### [Records provided]
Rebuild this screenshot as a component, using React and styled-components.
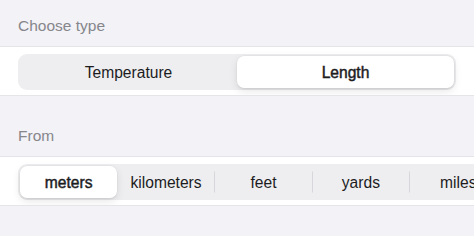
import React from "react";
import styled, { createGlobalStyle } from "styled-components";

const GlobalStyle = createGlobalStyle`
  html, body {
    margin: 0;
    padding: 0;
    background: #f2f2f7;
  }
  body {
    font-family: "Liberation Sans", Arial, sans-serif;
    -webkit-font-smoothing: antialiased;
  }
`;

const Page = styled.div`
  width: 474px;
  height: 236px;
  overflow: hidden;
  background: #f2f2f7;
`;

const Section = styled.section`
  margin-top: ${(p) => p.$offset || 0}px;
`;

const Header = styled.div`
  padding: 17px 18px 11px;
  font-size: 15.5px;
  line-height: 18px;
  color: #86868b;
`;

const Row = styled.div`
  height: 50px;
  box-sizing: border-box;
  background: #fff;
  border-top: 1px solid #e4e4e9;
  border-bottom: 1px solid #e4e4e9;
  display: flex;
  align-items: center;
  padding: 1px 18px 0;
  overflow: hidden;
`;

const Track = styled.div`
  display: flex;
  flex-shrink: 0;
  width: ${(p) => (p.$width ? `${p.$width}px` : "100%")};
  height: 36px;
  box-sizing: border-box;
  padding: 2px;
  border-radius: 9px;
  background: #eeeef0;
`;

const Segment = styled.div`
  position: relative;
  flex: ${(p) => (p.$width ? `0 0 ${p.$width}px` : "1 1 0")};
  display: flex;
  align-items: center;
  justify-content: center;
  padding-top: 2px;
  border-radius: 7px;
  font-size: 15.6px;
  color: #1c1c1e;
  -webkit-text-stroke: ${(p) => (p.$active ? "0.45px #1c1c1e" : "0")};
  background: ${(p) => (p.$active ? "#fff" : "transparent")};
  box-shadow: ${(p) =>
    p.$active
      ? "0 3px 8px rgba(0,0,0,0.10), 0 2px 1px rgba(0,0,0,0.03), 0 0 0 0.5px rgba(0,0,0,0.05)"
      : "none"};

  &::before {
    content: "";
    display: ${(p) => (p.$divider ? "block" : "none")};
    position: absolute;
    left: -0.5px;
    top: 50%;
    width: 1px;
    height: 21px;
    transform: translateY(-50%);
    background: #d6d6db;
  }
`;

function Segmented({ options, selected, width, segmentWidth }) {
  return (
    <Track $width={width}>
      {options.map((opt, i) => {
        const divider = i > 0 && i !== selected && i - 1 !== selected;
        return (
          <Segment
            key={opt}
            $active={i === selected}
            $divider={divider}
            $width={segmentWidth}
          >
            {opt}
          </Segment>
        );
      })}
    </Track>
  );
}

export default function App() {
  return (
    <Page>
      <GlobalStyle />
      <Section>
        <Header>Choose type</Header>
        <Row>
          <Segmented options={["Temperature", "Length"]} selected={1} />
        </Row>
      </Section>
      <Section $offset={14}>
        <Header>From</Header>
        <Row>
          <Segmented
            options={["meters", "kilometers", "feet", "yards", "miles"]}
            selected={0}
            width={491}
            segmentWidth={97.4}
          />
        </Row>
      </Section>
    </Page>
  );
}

---

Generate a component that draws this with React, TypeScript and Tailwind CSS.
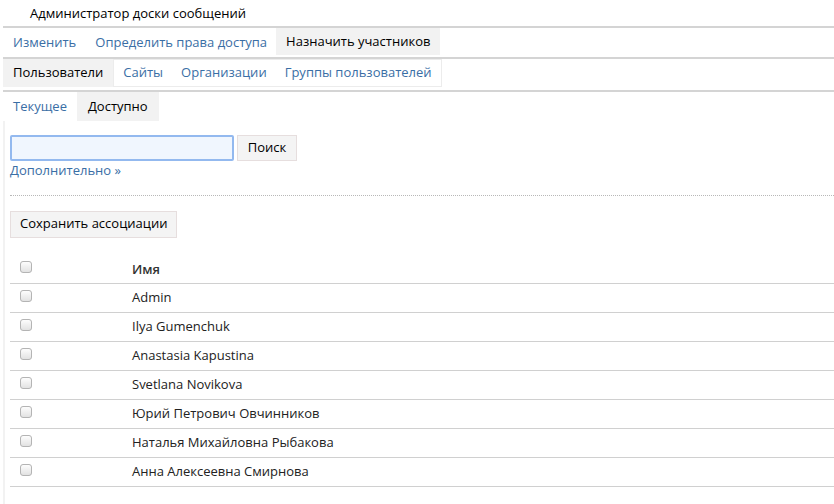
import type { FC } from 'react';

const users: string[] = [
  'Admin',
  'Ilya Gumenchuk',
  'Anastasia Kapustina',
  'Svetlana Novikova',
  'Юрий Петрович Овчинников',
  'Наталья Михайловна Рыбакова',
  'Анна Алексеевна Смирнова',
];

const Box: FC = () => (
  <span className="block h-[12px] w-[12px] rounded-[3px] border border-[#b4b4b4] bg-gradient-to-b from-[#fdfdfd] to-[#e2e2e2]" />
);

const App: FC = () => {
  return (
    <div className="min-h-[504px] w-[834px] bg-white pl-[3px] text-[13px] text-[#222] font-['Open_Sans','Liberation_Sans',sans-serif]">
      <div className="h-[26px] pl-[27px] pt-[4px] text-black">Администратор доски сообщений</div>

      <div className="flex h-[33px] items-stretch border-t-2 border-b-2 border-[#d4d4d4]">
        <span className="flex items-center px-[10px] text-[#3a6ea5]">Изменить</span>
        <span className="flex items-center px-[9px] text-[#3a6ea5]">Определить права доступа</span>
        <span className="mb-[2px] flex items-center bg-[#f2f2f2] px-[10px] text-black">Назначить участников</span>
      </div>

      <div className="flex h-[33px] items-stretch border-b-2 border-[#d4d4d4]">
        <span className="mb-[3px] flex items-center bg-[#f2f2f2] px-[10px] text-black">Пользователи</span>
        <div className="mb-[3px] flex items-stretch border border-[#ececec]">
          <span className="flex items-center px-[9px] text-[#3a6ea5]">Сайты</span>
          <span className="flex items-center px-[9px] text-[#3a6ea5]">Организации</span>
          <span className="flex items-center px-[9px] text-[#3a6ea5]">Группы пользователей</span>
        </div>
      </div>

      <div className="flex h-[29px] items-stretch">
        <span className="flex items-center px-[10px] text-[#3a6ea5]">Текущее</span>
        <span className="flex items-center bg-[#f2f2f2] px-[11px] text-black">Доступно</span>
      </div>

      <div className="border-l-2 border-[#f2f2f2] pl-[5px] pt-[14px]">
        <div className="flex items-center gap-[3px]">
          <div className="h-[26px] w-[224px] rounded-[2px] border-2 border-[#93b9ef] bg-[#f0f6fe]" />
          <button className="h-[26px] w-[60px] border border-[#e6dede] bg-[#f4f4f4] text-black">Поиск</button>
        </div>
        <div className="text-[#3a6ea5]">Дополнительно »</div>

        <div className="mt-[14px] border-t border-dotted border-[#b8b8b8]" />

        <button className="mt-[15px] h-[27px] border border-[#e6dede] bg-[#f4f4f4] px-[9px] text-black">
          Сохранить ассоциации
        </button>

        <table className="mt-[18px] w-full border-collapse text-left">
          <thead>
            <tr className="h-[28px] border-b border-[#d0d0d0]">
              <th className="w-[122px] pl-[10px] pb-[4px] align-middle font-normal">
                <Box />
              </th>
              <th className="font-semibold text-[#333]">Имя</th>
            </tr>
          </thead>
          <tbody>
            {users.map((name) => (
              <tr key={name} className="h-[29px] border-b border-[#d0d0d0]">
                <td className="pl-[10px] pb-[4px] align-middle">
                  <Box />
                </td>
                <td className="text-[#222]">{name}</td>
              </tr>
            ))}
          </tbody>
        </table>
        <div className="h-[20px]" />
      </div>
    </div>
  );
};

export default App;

---

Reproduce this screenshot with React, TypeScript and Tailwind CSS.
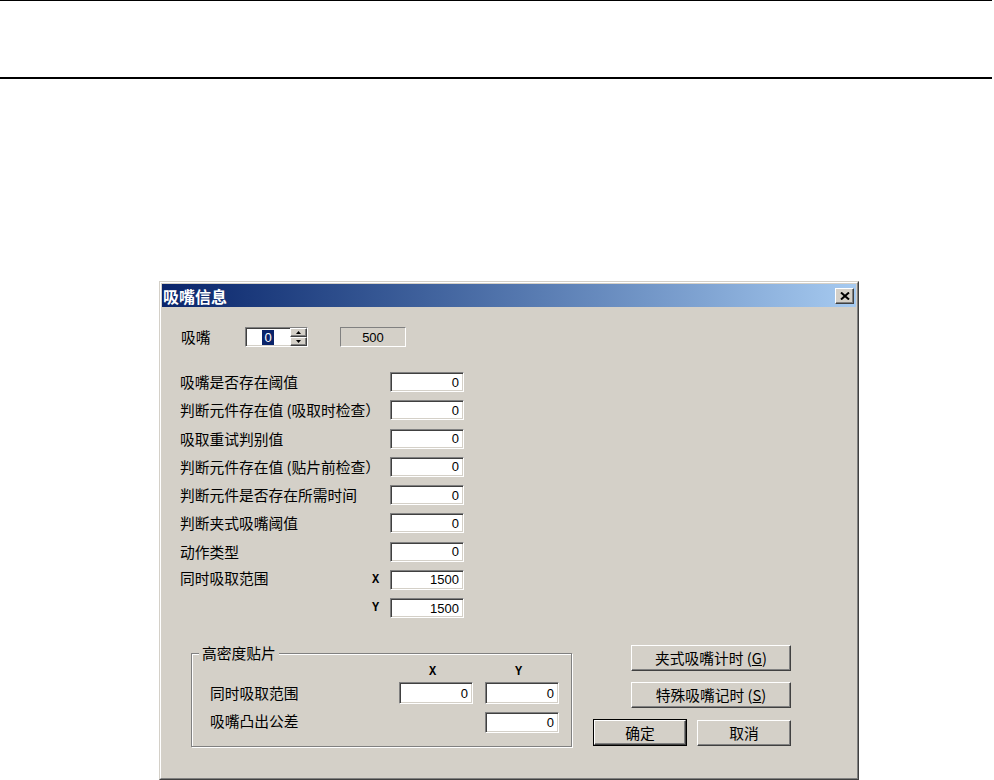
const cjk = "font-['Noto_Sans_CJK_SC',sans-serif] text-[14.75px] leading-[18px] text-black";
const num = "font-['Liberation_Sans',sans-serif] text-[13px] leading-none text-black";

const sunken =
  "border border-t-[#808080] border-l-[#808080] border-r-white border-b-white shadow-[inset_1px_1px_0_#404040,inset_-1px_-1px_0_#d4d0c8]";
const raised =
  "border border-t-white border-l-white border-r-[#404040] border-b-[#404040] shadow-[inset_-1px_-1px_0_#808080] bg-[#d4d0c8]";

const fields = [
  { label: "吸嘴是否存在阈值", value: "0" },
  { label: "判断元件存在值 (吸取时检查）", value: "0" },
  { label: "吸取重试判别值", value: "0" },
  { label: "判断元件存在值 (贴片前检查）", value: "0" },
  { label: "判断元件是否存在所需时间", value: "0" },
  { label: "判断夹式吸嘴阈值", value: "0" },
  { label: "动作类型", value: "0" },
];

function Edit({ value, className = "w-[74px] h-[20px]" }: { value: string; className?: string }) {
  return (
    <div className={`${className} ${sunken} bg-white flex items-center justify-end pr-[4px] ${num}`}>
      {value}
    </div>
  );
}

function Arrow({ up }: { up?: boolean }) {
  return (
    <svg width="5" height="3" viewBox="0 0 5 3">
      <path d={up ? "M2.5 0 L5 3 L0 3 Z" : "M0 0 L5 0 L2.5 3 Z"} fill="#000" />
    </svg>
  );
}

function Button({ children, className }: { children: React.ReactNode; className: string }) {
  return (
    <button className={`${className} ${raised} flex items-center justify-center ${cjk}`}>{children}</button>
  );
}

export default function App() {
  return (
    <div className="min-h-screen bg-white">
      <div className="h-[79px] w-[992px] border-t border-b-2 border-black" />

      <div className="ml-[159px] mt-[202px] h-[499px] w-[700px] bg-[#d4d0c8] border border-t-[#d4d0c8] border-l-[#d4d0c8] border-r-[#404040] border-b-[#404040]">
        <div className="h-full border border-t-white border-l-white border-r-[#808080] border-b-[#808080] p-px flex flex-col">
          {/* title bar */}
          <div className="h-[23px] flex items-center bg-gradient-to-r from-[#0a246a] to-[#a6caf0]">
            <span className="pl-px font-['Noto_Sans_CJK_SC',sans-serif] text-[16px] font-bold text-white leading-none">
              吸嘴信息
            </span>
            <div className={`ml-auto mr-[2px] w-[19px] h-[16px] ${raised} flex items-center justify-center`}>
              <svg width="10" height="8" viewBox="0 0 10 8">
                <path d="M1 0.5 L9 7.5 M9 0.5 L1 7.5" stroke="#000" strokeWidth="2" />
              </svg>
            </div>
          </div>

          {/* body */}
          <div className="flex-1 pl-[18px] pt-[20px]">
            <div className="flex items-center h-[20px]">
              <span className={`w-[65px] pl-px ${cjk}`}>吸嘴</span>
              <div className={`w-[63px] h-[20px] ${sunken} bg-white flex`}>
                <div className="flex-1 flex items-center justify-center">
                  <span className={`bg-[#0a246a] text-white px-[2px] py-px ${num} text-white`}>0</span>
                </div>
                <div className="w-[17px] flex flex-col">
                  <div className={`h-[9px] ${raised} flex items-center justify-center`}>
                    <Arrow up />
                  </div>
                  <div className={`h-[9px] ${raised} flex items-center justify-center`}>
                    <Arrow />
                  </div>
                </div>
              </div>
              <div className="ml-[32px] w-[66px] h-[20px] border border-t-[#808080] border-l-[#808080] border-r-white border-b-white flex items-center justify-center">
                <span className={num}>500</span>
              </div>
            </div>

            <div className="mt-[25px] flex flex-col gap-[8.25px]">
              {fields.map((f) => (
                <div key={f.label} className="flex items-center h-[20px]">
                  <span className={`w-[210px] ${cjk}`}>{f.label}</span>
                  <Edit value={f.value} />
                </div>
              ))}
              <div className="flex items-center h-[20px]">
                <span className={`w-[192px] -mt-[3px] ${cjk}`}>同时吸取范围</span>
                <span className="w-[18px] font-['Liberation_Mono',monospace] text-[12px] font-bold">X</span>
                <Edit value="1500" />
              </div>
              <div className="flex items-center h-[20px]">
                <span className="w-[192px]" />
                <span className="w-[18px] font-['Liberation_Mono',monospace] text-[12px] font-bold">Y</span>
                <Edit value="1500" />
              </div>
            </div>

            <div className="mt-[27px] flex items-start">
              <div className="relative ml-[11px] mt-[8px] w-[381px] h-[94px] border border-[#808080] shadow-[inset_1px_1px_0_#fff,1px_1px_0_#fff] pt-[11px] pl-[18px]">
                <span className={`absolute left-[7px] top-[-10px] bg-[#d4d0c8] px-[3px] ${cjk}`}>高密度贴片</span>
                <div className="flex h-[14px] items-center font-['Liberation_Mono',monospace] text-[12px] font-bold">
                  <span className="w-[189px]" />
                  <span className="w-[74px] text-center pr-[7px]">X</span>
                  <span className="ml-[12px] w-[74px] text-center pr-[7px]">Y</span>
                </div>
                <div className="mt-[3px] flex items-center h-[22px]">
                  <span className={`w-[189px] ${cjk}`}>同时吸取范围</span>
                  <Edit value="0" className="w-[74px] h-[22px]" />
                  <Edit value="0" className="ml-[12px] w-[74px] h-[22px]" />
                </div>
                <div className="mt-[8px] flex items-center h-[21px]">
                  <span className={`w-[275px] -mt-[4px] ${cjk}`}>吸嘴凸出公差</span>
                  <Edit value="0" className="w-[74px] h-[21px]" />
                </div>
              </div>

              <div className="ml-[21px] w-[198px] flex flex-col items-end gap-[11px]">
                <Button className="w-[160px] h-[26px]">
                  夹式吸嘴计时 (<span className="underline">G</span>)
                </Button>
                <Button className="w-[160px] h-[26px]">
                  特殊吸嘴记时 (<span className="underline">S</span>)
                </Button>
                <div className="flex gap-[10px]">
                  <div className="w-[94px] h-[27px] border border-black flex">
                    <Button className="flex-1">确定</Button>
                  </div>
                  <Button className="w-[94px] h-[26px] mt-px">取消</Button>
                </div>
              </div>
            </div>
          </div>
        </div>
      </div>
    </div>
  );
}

### [Job]
Using the material above, report each line where "Tailwind" occurs.

### [Written solution]
Generate a component that draws this with React, TypeScript and Tailwind CSS.
Reproduce this screenshot with React, TypeScript and Tailwind CSS.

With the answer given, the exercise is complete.